Rice University (Houston, Texas) scientist Rouzbeh Shahsavari performed an atom-level computer analysis of tobermorite, a naturally occurring crystalline analog to the calcium-silicate-hydrate that comprises cement and holds concrete together.
By understanding the structure, researchers hope to make concrete stronger, tougher, and better able to deform without cracking under stress.
Tobermorite forms in layers, like paper stacks, that solidify into particles. These particles often have screw dislocations and shear defects that help relieve stress by allowing layers to slide past each other. Alternately, they can allow the layers to slip only a little before the jagged defects lock them into place.
Shahsavari’s team built computer models of tobermorite “super cells,” with dislocations either perpendicular to or in parallel with layers in the material, and then applied shear force. They found that defect-free tobermorite deformed easily as water molecules caught between layers helped them glide past each other.
But in particles with screw defects, the layers only glided so far before being locked into place by tooth-like core dislocations.

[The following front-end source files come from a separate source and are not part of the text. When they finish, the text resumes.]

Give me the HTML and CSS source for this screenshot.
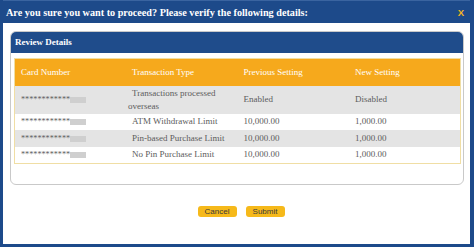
FILE: index.html
```html
<!DOCTYPE html>
<html lang="en">
<head>
    <meta charset="UTF-8">
    <meta name="viewport" content="width=device-width, initial-scale=1.0">
    <title>Confirm Changes</title>
    <link rel="stylesheet" href="styles.css">
</head>
<body>
    <div class="dialog">
        <div class="dialog-title">
            <span class="title-text">Are you sure you want to proceed? Please verify the following details:</span>
            <span class="close-button">X</span>
        </div>

        <div class="dialog-body">
            <div class="panel">
                <div class="panel-header">Review Details</div>
                <table class="review-table">
                    <thead>
                        <tr>
                            <th>Card Number</th>
                            <th class="type-col">Transaction Type</th>
                            <th>Previous Setting</th>
                            <th>New Setting</th>
                        </tr>
                    </thead>
                    <tbody>
                        <tr class="row-tall">
                            <td class="card-col">************<span class="masked"></span></td>
                            <td class="type-col">Transactions processed overseas</td>
                            <td>Enabled</td>
                            <td>Disabled</td>
                        </tr>
                        <tr>
                            <td class="card-col">************<span class="masked"></span></td>
                            <td class="type-col">ATM Withdrawal Limit</td>
                            <td>10,000.00</td>
                            <td>1,000.00</td>
                        </tr>
                        <tr>
                            <td class="card-col">************<span class="masked"></span></td>
                            <td class="type-col">Pin-based Purchase Limit</td>
                            <td>10,000.00</td>
                            <td>1,000.00</td>
                        </tr>
                        <tr>
                            <td class="card-col">************<span class="masked"></span></td>
                            <td class="type-col">No Pin Purchase Limit</td>
                            <td>10,000.00</td>
                            <td>1,000.00</td>
                        </tr>
                    </tbody>
                </table>
            </div>

            <div class="dialog-buttons">
                <div class="dialog-button">Cancel</div>
                <div class="dialog-button">Submit</div>
            </div>
        </div>
    </div>
</body>
</html>
```

FILE: styles.css
```css
* {
    margin: 0;
    padding: 0;
    box-sizing: border-box;
}

html, body {
    height: 100%;
}

body {
    background-color: #1d4a8a;
    font-family: 'Liberation Serif', 'Times New Roman', serif;
    overflow: hidden;
}

.dialog {
    height: 247px;
    padding: 0 4px 3px 3px;
    display: flex;
    flex-direction: column;
}

.dialog-title {
    height: 23px;
    display: flex;
    justify-content: space-between;
    align-items: center;
    padding: 0 6px 0 3px;
    border-top: 1px solid #3a64a0;
}

.title-text {
    font-size: 10.2px;
    font-weight: bold;
    color: #fff;
}

.close-button {
    font-family: 'Liberation Sans', Arial, sans-serif;
    font-size: 9.5px;
    font-weight: bold;
    color: #f5b71d;
}

.dialog-body {
    flex: 1;
    background-color: #fff;
    padding: 8px 6px 0 7px;
}

.panel {
    height: 154px;
    border: 1px solid #c9c9c9;
    border-radius: 6px;
    overflow: hidden;
}

.panel-header {
    height: 21px;
    background-color: #1f4c8b;
    color: #fff;
    font-size: 9px;
    font-weight: bold;
    padding-left: 4px;
    line-height: 21px;
}

.review-table {
    width: 447px;
    margin: 5px 0 0 3px;
    border-collapse: collapse;
    border: 1px solid #f0dea4;
    table-layout: fixed;
    font-size: 9px;
    color: #5c5c5c;
}

.review-table th {
    height: 27px;
    background-color: #f6a91c;
    color: #fff;
    font-weight: normal;
    text-align: left;
    padding-left: 6px;
}

.review-table td {
    height: 16.5px;
    padding-left: 6px;
    line-height: 13px;
}

.review-table tbody tr:nth-child(odd) {
    background-color: #e4e4e4;
}

.review-table .row-tall td {
    height: 28px;
}

.review-table td.card-col {
    font-size: 8.2px;
}

.review-table td.type-col {
    padding-left: 2px;
    text-indent: 4px;
}

.masked {
    display: inline-block;
    width: 16px;
    height: 6px;
    background-color: #cfcfcf;
    filter: blur(0.6px);
    vertical-align: middle;
}

.dialog-buttons {
    display: flex;
    justify-content: center;
    gap: 9px;
    margin-top: 21px;
    padding-left: 8px;
}

.dialog-button {
    width: 39px;
    height: 11px;
    border-radius: 3px;
    background-color: #f6b91a;
    color: #3a3a3a;
    font-family: 'Liberation Sans', Arial, sans-serif;
    font-size: 8px;
    line-height: 11px;
    text-align: center;
}
```
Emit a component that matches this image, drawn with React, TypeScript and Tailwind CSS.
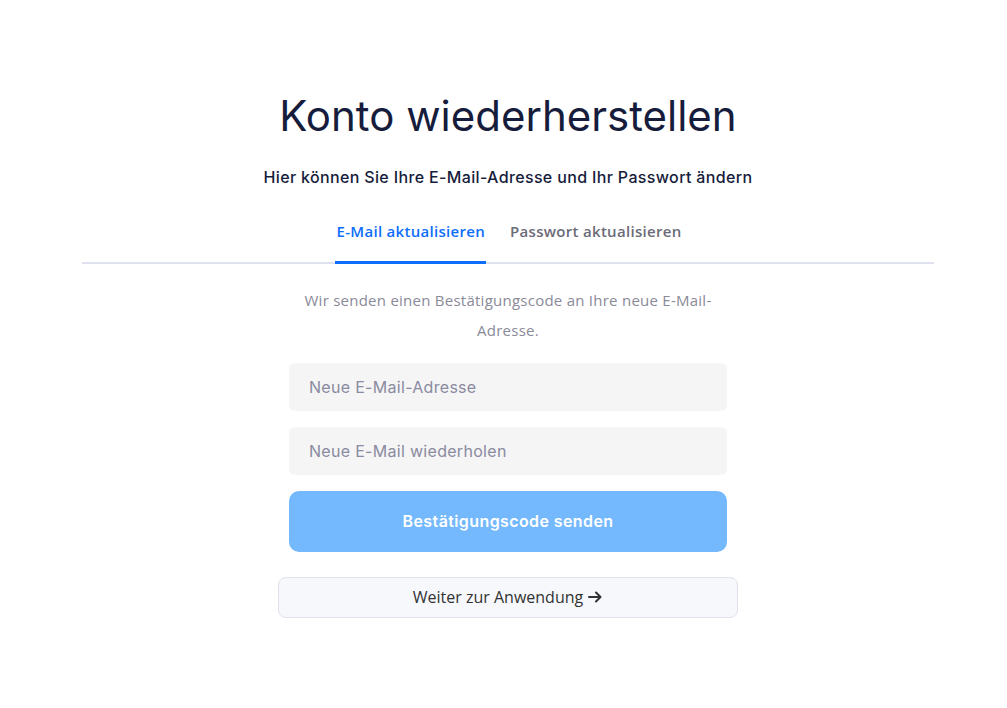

That effectively passed the buck to the next layer, which glided until caught—relieving stress without cracking.
“The insight we get from this study is that unlike the common intuition that defects are detrimental for materials, when it comes to complex layered crystalline systems such as tobermorite, this is not the case,” says Shahsavari. “Rather, the defects can lead to dislocation jogs in certain orientations, which act as a bottleneck for gliding, thus increasing the yield stress and toughness.”